> _TASK INSTRUCTIONS_
Return precisely the span of lines from the top of the material below to the line containing "const MENUS = ['File', 'Tools', 'View', 'Simulation', 'Help'];", both included. Pictures are excluded.

> _MATERIAL PROVIDED_

·····

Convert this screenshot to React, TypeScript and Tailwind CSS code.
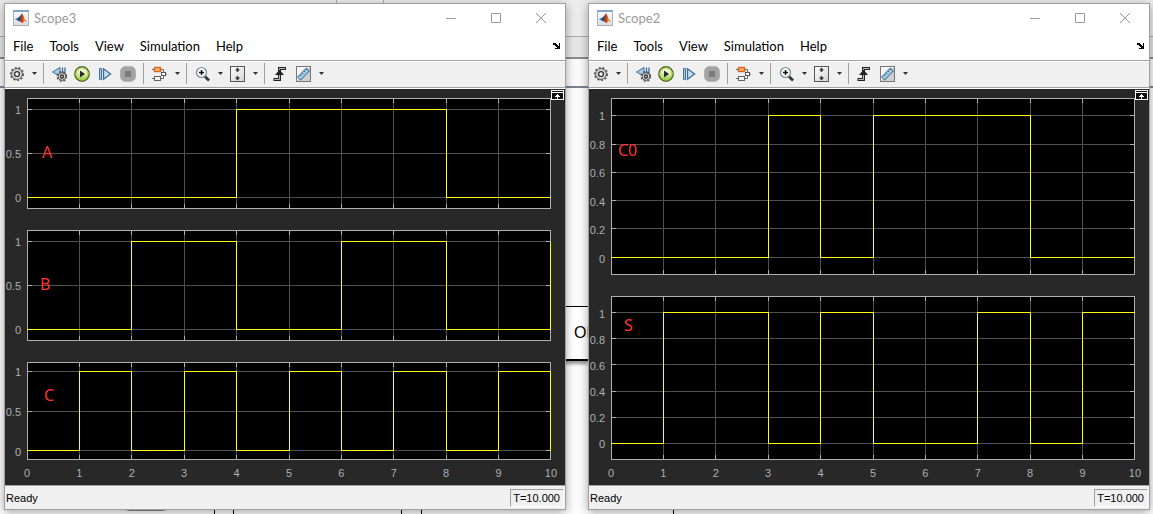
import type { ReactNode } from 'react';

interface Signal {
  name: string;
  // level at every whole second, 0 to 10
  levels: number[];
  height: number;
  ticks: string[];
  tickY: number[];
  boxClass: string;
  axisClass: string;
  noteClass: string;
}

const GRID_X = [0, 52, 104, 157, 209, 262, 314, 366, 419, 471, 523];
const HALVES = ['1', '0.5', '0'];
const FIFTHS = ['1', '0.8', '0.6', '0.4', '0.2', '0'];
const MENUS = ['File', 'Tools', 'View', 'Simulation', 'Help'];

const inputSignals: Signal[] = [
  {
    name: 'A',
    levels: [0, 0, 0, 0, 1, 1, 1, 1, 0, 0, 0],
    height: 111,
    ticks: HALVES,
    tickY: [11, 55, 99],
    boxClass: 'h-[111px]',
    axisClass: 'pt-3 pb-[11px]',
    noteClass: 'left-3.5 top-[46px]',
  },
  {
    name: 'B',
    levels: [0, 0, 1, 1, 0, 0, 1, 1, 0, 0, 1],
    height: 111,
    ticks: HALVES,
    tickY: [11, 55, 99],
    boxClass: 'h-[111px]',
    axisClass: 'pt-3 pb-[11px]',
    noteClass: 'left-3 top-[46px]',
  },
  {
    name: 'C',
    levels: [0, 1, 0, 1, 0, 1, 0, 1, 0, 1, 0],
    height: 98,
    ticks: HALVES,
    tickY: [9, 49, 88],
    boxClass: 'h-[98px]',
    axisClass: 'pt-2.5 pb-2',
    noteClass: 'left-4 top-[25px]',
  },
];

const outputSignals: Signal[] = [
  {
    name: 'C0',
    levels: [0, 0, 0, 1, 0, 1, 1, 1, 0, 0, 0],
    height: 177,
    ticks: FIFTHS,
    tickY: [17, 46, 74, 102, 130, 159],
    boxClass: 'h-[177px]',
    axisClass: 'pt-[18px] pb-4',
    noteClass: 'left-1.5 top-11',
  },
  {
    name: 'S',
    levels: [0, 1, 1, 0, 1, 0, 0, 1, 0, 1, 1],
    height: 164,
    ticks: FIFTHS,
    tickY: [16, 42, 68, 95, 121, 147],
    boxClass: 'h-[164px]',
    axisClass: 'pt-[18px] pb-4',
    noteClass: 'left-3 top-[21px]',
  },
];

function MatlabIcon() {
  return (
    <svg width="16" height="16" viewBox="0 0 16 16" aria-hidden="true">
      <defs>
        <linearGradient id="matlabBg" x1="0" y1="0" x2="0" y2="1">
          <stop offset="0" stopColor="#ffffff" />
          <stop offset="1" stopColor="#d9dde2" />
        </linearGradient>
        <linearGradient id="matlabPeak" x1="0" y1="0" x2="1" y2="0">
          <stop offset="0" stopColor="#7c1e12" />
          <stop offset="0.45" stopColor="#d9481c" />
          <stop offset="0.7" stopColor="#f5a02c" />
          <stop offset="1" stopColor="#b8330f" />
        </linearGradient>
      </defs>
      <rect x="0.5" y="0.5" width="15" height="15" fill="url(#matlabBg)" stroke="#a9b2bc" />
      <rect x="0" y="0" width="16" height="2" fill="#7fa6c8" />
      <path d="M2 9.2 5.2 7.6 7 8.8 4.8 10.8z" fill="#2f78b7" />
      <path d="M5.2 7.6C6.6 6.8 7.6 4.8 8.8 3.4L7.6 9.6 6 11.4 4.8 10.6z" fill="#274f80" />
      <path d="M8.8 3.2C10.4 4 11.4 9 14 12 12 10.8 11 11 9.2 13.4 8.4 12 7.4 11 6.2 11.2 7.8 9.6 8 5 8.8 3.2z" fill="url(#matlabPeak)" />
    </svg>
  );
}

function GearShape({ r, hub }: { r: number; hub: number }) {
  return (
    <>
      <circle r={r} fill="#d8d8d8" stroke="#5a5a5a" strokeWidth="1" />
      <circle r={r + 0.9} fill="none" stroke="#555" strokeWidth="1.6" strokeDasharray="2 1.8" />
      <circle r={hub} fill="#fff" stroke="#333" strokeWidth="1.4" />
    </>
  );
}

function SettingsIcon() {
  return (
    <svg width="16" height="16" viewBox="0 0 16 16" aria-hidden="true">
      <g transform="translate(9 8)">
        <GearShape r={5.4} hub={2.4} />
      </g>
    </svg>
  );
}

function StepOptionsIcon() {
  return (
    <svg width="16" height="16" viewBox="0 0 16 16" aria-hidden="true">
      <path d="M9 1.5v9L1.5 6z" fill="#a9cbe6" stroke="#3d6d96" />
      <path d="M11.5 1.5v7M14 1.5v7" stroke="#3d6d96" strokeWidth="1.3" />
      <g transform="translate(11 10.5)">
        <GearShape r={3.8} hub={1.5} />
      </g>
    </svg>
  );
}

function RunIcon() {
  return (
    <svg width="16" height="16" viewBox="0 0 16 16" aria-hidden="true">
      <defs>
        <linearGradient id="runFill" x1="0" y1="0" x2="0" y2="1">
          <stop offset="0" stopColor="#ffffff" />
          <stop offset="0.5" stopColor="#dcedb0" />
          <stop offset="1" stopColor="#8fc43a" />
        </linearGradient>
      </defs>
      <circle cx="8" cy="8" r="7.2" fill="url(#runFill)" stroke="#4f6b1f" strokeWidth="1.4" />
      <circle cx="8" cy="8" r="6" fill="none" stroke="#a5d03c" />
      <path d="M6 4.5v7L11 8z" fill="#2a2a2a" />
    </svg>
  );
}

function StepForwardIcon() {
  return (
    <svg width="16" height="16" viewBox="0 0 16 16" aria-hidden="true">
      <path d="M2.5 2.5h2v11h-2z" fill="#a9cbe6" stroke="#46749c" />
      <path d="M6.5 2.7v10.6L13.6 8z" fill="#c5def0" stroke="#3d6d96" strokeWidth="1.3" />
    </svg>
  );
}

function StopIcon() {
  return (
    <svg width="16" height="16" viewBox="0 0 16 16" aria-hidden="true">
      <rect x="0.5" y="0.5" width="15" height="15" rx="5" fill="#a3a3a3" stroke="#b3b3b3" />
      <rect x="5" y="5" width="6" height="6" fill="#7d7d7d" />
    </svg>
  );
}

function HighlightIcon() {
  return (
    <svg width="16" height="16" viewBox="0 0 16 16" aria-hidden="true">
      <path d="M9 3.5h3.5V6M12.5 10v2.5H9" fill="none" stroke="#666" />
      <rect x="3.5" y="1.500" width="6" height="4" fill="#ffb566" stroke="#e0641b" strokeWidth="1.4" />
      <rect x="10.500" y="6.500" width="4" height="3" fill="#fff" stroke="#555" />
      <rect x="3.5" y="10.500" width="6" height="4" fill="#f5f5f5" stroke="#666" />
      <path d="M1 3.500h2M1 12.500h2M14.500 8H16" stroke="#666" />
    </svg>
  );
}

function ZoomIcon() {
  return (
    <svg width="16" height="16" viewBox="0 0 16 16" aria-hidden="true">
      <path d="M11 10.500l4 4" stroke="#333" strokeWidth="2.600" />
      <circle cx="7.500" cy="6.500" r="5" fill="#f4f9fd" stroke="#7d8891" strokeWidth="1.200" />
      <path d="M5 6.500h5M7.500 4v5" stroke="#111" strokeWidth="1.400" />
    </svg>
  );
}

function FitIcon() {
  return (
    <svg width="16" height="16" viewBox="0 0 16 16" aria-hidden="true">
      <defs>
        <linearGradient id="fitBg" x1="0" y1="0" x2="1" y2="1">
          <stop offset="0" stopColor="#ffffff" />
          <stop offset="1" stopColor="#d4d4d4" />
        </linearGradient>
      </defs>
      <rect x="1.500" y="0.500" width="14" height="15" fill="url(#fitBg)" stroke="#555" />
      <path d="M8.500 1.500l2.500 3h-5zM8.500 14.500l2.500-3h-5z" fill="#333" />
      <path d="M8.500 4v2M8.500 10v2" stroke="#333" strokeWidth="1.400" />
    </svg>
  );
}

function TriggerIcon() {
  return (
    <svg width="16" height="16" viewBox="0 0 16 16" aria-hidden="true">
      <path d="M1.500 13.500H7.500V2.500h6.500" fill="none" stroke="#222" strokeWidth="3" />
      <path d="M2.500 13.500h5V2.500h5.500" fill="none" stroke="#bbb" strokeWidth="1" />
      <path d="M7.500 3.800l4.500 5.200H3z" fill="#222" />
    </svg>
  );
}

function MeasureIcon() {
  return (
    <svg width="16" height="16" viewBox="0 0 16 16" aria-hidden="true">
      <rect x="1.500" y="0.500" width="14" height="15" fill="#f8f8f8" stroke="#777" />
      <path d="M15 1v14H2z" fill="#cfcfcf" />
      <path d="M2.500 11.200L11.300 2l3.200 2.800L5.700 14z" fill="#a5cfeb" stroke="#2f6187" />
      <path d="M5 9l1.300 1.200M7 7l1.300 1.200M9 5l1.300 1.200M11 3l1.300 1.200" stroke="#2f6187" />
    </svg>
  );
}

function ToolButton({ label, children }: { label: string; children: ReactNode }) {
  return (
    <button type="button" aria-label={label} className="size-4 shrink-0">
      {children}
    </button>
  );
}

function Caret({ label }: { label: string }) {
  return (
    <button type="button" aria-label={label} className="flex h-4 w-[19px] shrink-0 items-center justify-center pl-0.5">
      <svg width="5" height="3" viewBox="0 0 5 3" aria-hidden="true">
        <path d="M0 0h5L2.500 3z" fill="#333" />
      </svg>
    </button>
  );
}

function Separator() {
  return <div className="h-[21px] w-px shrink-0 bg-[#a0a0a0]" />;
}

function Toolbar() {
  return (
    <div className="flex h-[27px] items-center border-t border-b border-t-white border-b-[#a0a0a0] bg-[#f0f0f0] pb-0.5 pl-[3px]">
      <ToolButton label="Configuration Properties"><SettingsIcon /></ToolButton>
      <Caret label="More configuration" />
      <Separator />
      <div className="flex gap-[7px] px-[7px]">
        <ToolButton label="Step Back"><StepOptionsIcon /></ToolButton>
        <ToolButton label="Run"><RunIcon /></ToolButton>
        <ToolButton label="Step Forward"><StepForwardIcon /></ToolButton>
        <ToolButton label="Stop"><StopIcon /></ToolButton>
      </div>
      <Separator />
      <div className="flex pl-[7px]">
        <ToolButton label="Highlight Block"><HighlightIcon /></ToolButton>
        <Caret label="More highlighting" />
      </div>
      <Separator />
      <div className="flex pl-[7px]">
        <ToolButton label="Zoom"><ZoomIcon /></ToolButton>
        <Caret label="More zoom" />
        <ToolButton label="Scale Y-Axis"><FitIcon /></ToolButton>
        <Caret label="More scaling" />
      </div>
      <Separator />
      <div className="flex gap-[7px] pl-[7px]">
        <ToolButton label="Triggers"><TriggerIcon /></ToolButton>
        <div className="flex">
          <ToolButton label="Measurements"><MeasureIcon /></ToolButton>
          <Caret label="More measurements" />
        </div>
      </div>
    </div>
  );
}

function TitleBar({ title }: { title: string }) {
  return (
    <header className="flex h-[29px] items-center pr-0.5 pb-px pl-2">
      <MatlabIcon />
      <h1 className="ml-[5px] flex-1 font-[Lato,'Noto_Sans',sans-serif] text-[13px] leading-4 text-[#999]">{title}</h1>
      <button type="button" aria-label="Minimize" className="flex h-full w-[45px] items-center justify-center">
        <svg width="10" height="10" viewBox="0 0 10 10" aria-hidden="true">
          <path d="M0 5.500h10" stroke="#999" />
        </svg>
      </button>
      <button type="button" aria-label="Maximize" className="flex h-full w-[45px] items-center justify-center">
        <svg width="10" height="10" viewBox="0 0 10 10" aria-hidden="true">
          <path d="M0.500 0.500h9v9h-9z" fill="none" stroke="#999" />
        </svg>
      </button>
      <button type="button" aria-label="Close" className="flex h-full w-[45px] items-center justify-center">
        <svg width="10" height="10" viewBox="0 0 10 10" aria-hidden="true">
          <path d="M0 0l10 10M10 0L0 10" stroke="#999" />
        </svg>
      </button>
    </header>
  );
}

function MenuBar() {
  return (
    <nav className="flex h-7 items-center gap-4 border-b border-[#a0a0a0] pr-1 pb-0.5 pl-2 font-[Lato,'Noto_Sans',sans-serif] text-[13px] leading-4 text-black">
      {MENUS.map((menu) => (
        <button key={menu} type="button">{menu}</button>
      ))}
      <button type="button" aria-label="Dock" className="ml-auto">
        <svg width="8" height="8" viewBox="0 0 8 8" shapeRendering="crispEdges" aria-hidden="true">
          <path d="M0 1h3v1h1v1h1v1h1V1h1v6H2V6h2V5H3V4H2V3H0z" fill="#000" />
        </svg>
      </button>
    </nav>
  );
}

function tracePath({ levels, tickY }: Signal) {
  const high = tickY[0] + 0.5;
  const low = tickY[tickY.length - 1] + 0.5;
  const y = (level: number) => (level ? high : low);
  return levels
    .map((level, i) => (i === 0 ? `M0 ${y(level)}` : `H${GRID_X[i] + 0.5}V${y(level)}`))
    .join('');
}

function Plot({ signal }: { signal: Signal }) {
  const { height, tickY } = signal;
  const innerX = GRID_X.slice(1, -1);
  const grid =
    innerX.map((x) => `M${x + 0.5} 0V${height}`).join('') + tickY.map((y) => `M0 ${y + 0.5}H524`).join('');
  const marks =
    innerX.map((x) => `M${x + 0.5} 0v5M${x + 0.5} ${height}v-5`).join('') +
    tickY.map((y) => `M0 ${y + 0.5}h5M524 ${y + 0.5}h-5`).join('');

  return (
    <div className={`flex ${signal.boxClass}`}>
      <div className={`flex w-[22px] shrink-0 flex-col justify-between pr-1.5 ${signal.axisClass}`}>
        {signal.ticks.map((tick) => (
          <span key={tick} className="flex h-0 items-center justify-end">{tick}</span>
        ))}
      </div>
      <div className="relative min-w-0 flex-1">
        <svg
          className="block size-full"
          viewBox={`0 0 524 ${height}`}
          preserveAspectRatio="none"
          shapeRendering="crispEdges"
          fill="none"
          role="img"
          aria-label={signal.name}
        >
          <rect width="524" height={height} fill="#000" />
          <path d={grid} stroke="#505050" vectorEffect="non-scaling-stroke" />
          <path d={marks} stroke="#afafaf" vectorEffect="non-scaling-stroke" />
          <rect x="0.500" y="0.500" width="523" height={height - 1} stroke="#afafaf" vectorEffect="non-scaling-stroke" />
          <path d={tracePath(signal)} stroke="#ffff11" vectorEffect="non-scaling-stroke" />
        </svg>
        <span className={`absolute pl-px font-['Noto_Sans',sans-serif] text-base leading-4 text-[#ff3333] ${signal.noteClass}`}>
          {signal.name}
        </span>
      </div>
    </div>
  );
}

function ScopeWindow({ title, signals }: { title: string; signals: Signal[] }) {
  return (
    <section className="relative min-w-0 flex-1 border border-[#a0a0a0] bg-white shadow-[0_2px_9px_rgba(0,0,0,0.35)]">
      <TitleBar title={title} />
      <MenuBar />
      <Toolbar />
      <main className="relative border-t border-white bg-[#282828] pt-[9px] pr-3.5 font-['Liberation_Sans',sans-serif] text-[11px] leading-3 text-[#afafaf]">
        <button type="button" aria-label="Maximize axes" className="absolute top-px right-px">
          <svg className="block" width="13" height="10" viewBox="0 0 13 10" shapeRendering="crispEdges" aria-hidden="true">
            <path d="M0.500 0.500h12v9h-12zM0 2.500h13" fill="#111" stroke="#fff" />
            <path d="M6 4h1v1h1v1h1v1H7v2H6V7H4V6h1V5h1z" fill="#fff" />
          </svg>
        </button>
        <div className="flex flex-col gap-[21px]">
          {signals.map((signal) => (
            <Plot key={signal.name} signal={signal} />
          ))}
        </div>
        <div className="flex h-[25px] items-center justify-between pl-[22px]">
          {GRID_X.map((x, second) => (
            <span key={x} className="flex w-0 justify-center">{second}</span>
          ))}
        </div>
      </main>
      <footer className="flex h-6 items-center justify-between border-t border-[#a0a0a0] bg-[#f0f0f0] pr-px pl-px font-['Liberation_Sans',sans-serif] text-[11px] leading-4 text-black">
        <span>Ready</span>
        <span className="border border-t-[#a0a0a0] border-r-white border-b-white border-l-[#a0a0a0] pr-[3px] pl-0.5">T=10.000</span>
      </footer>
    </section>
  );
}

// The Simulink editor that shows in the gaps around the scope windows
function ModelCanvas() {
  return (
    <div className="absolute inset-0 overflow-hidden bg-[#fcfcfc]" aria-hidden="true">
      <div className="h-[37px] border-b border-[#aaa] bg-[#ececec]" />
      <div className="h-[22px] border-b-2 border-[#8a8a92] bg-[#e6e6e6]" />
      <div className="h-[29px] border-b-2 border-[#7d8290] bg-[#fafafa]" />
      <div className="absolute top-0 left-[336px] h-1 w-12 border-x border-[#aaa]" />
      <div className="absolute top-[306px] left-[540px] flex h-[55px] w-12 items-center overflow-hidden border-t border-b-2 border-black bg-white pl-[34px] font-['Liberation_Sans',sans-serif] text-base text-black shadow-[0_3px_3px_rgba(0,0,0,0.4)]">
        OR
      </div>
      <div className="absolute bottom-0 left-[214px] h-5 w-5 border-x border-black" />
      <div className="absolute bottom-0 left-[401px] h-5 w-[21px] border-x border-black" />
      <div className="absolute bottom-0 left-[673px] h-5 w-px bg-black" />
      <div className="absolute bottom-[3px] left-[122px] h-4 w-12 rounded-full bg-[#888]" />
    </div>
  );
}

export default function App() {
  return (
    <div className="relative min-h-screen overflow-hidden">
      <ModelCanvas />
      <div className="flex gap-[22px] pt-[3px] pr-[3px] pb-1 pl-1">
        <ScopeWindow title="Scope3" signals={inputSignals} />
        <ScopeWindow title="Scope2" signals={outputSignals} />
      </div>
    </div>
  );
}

·····

> _RESPONSE TO THIS TASK_
Convert this screenshot to React, TypeScript and Tailwind CSS code.
import type { ReactNode } from 'react';

interface Signal {
  name: string;
  // level at every whole second, 0 to 10
  levels: number[];
  height: number;
  ticks: string[];
  tickY: number[];
  boxClass: string;
  axisClass: string;
  noteClass: string;
}

const GRID_X = [0, 52, 104, 157, 209, 262, 314, 366, 419, 471, 523];
const HALVES = ['1', '0.5', '0'];
const FIFTHS = ['1', '0.8', '0.6', '0.4', '0.2', '0'];
const MENUS = ['File', 'Tools', 'View', 'Simulation', 'Help'];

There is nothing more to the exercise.